▶ **Written exercise**
From the line with "Rebuild this table" to the line with "Cell; c2: Cell;", both included, repeat each line exactly and leave out the pictures.

▶ **Records provided**

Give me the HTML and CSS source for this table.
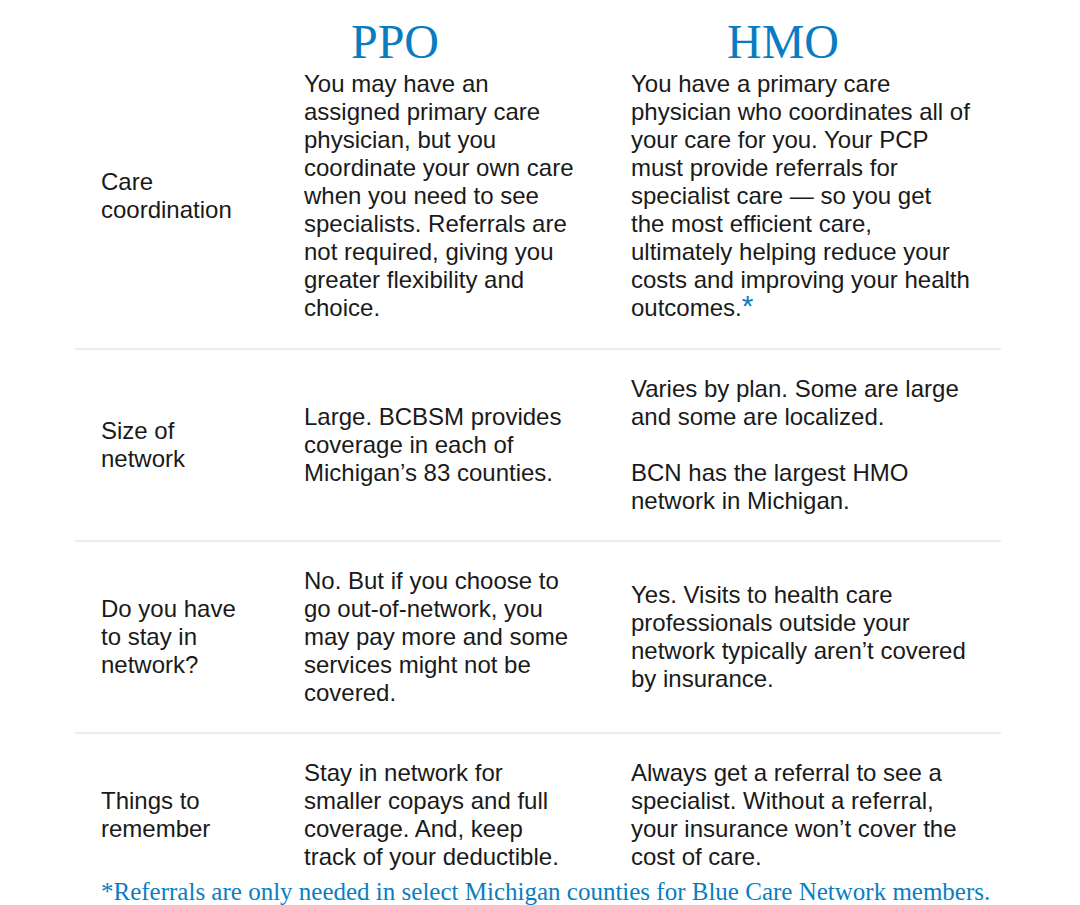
FILE: index.html
```html
<!DOCTYPE html>
<html lang="en">
<head>
<meta charset="utf-8">
<title>PPO vs HMO</title>
<link rel="stylesheet" href="styles.css">
</head>
<body>
<div class="sheet">
  <div class="row head">
    <div class="cell"></div>
    <div class="cell"><h2 class="plan plan-ppo">PPO</h2></div>
    <div class="cell"><h2 class="plan plan-hmo">HMO</h2></div>
  </div>

  <div class="row first">
    <div class="cell label">Care<br>coordination</div>
    <div class="cell ppo">You may have an assigned primary care physician, but you coordinate your own care when you need to see specialists. Referrals are not required, giving you greater flexibility and choice.</div>
    <div class="cell hmo">You have a primary care physician who coordinates all of your care for you. Your PCP must provide referrals for specialist care — so you get<br>the most efficient care, ultimately helping reduce your costs and improving your health outcomes.<span class="star">*</span></div>
  </div>

  <div class="row">
    <div class="cell label">Size of<br>network</div>
    <div class="cell ppo">Large. BCBSM provides coverage in each of Michigan’s 83 counties.</div>
    <div class="cell hmo">Varies by plan. Some are large and some are localized.<br><br>BCN has the largest HMO network in Michigan.</div>
  </div>

  <div class="row">
    <div class="cell label">Do you have<br>to stay in<br>network?</div>
    <div class="cell ppo">No. But if you choose to go out-of-network, you may pay more and some services might not be covered.</div>
    <div class="cell hmo">Yes. Visits to health care professionals outside your network typically aren’t covered by insurance.</div>
  </div>

  <div class="row last">
    <div class="cell label">Things to<br>remember</div>
    <div class="cell ppo">Stay in network for smaller copays and full coverage. And, keep track of your deductible.</div>
    <div class="cell hmo">Always get a referral to see a specialist. Without a referral, your insurance won’t cover the cost of care.</div>
  </div>

  <p class="note">*Referrals are only needed in select Michigan counties for Blue Care Network members.</p>
</div>
</body>
</html>
```

FILE: styles.css
```css
* { box-sizing: border-box; }

html, body {
  margin: 0;
  padding: 0;
  background: #ffffff;
}

body {
  font-family: "Liberation Sans", Arial, sans-serif;
  color: #1a1a1a;
  width: 1080px;
  height: 905px;
  overflow: hidden;
}

.sheet {
  width: 926px;
  margin-left: 75px;
}

.row {
  display: grid;
  grid-template-columns: 229px 327px 370px;
  align-items: center;
  padding: 25px 0 25px 0;
  border-bottom: 2px solid #ebebeb;
  font-size: 24px;
  line-height: 28px;
}

.row.head {
  padding: 18px 0 4px 0;
  border-bottom: none;
  align-items: end;
}

.row.first {
  padding-top: 0;
  padding-bottom: 26px;
}

.row.last {
  border-bottom: none;
  padding-bottom: 0;
}

.cell.label {
  padding-left: 26px;
}

.cell.ppo {
  width: 276px;
}

.cell.hmo {
  width: 346px;
}

.plan {
  margin: 0;
  font-family: "Liberation Serif", "Times New Roman", serif;
  font-weight: normal;
  font-size: 48px;
  line-height: 48px;
  color: #0a7dc2;
  text-align: center;
}

.plan-ppo { width: 182px; }
.plan-hmo { width: 304px; }

.star {
  color: #0a7dc2;
  font-size: 30px;
  line-height: 20px;
}

.note {
  margin: 8px 0 0 26px;
  font-family: "Liberation Serif", "Times New Roman", serif;
  font-size: 25px;
  line-height: 26px;
  color: #0a7dc2;
  white-space: nowrap;
}
```
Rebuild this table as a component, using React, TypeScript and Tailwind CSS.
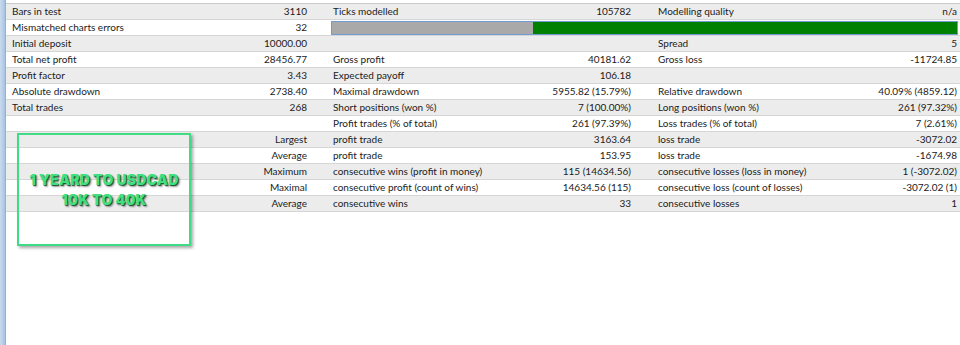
import React from 'react';

type Cell = { label?: string; value?: string };
type Row = { c1: Cell; c2: Cell; c3: Cell; bar?: boolean };

const rows: Row[] = [
  { c1: { label: 'Bars in test', value: '3110' }, c2: { label: 'Ticks modelled', value: '105782' }, c3: { label: 'Modelling quality', value: 'n/a' } },
  { c1: { label: 'Mismatched charts errors', value: '32' }, c2: {}, c3: {}, bar: true },
  { c1: { label: 'Initial deposit', value: '10000.00' }, c2: {}, c3: { label: 'Spread', value: '5' } },
  { c1: { label: 'Total net profit', value: '28456.77' }, c2: { label: 'Gross profit', value: '40181.62' }, c3: { label: 'Gross loss', value: '-11724.85' } },
  { c1: { label: 'Profit factor', value: '3.43' }, c2: { label: 'Expected payoff', value: '106.18' }, c3: {} },
  { c1: { label: 'Absolute drawdown', value: '2738.40' }, c2: { label: 'Maximal drawdown', value: '5955.82 (15.79%)' }, c3: { label: 'Relative drawdown', value: '40.09% (4859.12)' } },
  { c1: { label: 'Total trades', value: '268' }, c2: { label: 'Short positions (won %)', value: '7 (100.00%)' }, c3: { label: 'Long positions (won %)', value: '261 (97.32%)' } },
  { c1: {}, c2: { label: 'Profit trades (% of total)', value: '261 (97.39%)' }, c3: { label: 'Loss trades (% of total)', value: '7 (2.61%)' } },
  { c1: { value: 'Largest' }, c2: { label: 'profit trade', value: '3163.64' }, c3: { label: 'loss trade', value: '-3072.02' } },
  { c1: { value: 'Average' }, c2: { label: 'profit trade', value: '153.95' }, c3: { label: 'loss trade', value: '-1674.98' } },
  { c1: { value: 'Maximum' }, c2: { label: 'consecutive wins (profit in money)', value: '115 (14634.56)' }, c3: { label: 'consecutive losses (loss in money)', value: '1 (-3072.02)' } },
  { c1: { value: 'Maximal' }, c2: { label: 'consecutive profit (count of wins)', value: '14634.56 (115)' }, c3: { label: 'consecutive loss (count of losses)', value: '-3072.02 (1)' } },
  { c1: { value: 'Average' }, c2: { label: 'consecutive wins', value: '33' }, c3: { label: 'consecutive losses', value: '1' } },
];

const Block: React.FC<{ cell: Cell; className: string }> = ({ cell, className }) => (
  <div className={`flex items-center justify-between ${className}`}>
    <span>{cell.label ?? ''}</span>
    <span>{cell.value ?? ''}</span>
  </div>
);

const App: React.FC = () => {
  return (
    <div
      className="relative flex w-[960px] h-[345px] bg-white text-[10px] text-[#1b1b1b] overflow-hidden"
      style={{ fontFamily: 'Lato, "Noto Sans", sans-serif' }}
    >
      {/* Left docking strip */}
      <div className="w-[6px] h-full bg-gradient-to-r from-[#c9dbf0] to-[#a9c3e3] border-r border-[#8fb0d8]" />

      <div className="flex-1 pt-[3px]">
        <div className="border-t border-[#c8c8c8]">
          {rows.map((row, i) => (
            <div
              key={i}
              className={`flex h-[16px] leading-[15px] border-b border-[#d6d6d6] ${i % 2 === 0 ? 'bg-[#ececec]' : 'bg-white'}`}
            >
              <Block cell={row.c1} className="w-[314px] pl-[6px] pr-[13px]" />
              {row.bar ? (
                <div className="flex-1 flex items-center pl-[11px] pr-[2px]">
                  <div className="flex h-[14px] w-full border border-[#6f9bd0]">
                    <div className="w-[201px] bg-[#a9a9a9]" />
                    <div className="flex-1 bg-[#008000]" />
                  </div>
                </div>
              ) : (
                <>
                  <Block cell={row.c2} className="w-[325px] pl-[13px] pr-[14px]" />
                  <Block cell={row.c3} className="flex-1 pl-[13px] pr-[3px]" />
                </>
              )}
            </div>
          ))}
        </div>
      </div>

      {/* Annotation overlay */}
      <div className="absolute left-[17px] top-[133px] w-[174px] h-[113px] border-2 border-[#3fdc85] shadow-[2px_2px_3px_rgba(0,0,0,0.35)] flex flex-col items-center justify-center">
        <div
          className="text-[14px] leading-[20px] font-black tracking-[0.2px] text-[#3fe07f] [text-shadow:1px_1px_1px_#1b4a2e,2px_2px_2px_rgba(0,0,0,0.35)]"
          style={{ fontFamily: 'Inter, "Liberation Sans", sans-serif' }}
        >
          1 YEARD TO USDCAD
        </div>
        <div
          className="text-[14px] leading-[20px] font-black tracking-[0.2px] text-[#3fe07f] [text-shadow:1px_1px_1px_#1b4a2e,2px_2px_2px_rgba(0,0,0,0.35)]"
          style={{ fontFamily: 'Inter, "Liberation Sans", sans-serif' }}
        >
          10K TO 40K
        </div>
      </div>
    </div>
  );
};

export default App;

▶ **Written solution**
Rebuild this table as a component, using React, TypeScript and Tailwind CSS.
import React from 'react';

type Cell = { label?: string; value?: string };
type Row = { c1: Cell; c2: Cell; c3: Cell; bar?: boolean };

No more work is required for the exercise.